Source records:
* * *
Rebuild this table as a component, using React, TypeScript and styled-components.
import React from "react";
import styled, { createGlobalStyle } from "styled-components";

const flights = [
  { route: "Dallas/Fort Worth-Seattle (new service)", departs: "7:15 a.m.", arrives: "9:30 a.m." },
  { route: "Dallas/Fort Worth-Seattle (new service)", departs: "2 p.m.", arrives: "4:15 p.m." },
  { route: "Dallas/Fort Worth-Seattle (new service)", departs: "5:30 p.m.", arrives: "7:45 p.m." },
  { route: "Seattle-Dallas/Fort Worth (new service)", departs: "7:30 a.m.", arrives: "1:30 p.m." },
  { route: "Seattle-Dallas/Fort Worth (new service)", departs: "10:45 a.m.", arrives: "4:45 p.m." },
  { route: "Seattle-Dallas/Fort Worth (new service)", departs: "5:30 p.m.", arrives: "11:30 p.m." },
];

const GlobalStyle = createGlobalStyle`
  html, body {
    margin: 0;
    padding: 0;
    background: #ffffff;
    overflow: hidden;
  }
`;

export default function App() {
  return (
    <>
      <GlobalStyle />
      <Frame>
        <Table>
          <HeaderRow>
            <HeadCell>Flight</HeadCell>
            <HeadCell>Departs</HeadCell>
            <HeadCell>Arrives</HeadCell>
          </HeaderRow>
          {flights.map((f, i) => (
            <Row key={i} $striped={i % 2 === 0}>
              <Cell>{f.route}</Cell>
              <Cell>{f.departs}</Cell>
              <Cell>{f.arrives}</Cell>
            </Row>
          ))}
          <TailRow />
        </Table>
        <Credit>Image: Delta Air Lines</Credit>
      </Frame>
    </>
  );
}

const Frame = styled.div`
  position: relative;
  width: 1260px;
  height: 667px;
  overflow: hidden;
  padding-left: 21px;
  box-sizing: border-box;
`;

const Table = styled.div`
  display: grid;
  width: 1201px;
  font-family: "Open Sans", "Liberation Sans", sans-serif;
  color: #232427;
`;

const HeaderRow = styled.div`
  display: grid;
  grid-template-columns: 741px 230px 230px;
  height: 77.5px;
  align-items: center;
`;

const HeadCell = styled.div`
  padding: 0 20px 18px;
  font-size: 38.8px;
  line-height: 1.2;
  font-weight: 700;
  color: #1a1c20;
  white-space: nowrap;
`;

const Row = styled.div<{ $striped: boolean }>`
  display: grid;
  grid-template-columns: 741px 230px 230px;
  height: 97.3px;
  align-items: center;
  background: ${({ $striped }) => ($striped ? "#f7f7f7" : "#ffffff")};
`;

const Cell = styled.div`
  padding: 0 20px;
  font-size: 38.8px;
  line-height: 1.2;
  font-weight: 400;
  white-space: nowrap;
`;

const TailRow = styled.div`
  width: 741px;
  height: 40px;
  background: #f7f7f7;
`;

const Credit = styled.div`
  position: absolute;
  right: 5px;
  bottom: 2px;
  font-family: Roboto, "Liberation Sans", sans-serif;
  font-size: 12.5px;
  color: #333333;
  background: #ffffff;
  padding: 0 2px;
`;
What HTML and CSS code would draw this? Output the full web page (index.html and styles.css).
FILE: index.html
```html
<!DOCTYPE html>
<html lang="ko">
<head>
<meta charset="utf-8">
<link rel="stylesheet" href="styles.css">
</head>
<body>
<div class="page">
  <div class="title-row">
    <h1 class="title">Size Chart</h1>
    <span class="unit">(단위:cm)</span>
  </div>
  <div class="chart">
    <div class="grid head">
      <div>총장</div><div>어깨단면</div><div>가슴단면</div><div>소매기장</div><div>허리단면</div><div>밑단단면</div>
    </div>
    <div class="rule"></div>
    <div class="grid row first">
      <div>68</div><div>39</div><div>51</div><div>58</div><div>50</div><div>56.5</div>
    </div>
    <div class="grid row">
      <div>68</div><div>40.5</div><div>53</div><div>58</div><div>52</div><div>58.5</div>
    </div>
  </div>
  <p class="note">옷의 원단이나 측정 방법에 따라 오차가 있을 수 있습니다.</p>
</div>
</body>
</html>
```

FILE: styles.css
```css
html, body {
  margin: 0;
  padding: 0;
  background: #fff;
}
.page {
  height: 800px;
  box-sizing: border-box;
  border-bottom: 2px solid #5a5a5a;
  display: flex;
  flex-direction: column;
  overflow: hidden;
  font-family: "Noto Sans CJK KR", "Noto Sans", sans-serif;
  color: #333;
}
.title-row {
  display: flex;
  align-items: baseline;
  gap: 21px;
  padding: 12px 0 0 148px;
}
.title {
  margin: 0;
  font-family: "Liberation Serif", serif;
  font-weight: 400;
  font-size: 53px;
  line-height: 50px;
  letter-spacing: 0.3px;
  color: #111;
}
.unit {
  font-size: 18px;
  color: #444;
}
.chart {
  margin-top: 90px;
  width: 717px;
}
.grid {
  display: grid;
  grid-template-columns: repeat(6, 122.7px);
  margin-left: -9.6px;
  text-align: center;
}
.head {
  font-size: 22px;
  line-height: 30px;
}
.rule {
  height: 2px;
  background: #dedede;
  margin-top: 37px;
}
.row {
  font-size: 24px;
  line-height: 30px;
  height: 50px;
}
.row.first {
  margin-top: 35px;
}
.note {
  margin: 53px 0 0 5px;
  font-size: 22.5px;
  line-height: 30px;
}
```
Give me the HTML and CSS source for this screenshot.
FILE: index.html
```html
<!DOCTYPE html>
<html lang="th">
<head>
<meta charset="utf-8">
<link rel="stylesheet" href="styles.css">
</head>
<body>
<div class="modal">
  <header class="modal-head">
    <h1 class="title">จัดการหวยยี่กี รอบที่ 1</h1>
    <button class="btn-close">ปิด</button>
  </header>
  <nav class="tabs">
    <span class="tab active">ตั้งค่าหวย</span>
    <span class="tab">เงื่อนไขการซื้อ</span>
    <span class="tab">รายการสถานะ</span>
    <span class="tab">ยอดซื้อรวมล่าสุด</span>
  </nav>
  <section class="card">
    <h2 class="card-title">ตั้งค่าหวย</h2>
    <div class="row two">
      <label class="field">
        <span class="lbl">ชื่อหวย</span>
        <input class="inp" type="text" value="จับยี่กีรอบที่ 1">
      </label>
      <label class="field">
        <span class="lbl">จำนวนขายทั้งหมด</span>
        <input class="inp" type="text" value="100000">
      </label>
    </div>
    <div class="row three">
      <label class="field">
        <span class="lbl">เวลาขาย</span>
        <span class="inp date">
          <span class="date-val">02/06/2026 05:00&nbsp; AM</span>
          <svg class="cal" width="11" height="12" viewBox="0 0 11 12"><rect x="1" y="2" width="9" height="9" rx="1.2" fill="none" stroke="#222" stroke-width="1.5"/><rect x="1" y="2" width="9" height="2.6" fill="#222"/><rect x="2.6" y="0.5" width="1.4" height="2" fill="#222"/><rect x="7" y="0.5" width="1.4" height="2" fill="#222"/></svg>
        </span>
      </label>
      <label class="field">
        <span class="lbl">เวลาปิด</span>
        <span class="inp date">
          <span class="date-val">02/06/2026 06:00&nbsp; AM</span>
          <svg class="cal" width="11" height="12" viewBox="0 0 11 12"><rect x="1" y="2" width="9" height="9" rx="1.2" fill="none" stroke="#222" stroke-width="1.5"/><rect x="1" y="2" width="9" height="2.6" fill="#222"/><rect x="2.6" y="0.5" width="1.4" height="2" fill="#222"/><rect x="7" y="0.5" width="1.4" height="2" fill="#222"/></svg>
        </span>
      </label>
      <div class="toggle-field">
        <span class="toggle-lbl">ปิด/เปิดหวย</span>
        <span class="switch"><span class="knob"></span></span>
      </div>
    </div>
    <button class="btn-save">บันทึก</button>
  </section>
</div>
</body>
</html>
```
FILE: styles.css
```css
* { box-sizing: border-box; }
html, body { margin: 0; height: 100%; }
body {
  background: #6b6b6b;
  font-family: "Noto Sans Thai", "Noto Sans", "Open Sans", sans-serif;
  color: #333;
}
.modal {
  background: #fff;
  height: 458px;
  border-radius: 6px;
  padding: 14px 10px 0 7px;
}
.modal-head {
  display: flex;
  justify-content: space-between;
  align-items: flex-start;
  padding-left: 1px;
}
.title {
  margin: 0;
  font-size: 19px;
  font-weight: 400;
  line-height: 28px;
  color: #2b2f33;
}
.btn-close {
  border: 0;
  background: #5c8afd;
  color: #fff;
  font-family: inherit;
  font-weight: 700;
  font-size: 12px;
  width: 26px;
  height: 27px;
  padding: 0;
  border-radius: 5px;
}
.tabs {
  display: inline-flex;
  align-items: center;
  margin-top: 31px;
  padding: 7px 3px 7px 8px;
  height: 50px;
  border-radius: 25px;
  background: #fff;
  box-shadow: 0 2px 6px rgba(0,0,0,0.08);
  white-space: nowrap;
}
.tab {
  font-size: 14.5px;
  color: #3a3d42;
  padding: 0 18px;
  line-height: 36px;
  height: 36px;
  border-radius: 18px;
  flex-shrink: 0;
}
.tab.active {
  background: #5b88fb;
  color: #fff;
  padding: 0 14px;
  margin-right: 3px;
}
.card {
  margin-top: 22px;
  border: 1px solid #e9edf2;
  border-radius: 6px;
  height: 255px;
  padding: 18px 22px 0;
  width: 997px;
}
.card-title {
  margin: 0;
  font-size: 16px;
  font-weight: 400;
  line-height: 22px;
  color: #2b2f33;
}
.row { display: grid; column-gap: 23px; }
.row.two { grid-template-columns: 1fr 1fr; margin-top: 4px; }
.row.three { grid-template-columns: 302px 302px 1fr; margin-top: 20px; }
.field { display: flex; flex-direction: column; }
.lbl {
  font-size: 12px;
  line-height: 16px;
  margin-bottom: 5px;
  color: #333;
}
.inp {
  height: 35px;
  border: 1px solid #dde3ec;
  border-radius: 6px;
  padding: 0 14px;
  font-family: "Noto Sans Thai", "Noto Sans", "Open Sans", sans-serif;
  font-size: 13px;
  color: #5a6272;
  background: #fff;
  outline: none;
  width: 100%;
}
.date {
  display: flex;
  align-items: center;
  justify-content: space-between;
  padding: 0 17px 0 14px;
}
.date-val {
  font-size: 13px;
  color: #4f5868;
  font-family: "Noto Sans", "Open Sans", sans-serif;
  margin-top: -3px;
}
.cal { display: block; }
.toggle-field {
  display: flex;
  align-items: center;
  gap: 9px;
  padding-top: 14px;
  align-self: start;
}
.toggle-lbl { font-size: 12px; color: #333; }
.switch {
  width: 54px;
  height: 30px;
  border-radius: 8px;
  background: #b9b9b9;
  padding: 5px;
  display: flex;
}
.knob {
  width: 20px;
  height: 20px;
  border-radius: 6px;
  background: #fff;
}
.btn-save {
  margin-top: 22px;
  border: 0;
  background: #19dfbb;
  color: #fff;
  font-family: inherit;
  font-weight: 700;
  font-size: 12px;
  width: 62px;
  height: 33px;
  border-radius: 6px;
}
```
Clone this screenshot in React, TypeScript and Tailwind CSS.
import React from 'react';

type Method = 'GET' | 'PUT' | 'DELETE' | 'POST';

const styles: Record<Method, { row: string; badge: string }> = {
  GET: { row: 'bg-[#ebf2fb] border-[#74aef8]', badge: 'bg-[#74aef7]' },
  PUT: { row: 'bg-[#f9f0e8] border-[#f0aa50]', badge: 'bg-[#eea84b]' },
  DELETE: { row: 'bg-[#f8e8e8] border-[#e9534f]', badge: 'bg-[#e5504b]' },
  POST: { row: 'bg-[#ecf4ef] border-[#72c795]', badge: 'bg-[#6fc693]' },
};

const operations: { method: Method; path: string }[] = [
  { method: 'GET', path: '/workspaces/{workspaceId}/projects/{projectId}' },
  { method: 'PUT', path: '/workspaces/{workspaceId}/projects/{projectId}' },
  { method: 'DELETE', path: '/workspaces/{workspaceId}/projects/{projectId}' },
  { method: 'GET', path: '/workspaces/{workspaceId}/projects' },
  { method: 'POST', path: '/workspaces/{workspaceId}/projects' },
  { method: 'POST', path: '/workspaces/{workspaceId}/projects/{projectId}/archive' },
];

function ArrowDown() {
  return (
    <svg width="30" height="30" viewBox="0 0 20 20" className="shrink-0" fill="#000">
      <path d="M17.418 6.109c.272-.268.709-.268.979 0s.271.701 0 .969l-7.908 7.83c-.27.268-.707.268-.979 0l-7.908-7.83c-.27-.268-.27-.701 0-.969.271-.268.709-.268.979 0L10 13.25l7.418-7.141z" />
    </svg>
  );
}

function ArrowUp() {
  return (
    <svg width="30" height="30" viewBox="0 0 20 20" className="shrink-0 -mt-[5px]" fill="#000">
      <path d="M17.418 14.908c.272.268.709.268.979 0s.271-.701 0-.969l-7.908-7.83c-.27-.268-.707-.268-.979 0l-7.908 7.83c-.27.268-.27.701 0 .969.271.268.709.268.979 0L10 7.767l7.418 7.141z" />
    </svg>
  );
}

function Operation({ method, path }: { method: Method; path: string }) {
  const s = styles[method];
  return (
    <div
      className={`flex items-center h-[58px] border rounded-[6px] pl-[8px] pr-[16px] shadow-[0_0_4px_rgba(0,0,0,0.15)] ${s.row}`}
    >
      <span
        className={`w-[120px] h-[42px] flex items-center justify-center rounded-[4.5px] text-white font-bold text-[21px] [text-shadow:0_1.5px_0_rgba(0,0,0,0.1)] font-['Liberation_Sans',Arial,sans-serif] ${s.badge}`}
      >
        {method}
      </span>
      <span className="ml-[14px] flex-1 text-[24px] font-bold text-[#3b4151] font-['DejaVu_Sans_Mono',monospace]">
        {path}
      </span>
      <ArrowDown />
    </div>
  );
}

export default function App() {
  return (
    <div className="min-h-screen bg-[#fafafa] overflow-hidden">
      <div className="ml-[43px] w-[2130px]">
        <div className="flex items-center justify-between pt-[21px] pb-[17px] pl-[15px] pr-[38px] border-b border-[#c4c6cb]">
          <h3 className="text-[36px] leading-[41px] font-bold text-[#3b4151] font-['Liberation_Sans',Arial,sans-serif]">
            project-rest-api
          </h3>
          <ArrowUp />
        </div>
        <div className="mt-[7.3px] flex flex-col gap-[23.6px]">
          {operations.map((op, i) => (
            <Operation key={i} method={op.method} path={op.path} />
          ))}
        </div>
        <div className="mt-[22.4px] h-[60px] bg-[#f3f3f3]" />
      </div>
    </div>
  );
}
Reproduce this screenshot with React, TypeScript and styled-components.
* * *
GIVEN REQUEST:
Look above for every line with the word "styled" and copy it.

COMPLETE ANSWER:
Rebuild this table as a component, using React, TypeScript and styled-components.
import styled, { createGlobalStyle } from "styled-components";
const Frame = styled.div`
const Table = styled.div`
const HeaderRow = styled.div`
const HeadCell = styled.div`
const Row = styled.div<{ $striped: boolean }>`
const Cell = styled.div`
const TailRow = styled.div`
const Credit = styled.div`
Reproduce this screenshot with React, TypeScript and styled-components.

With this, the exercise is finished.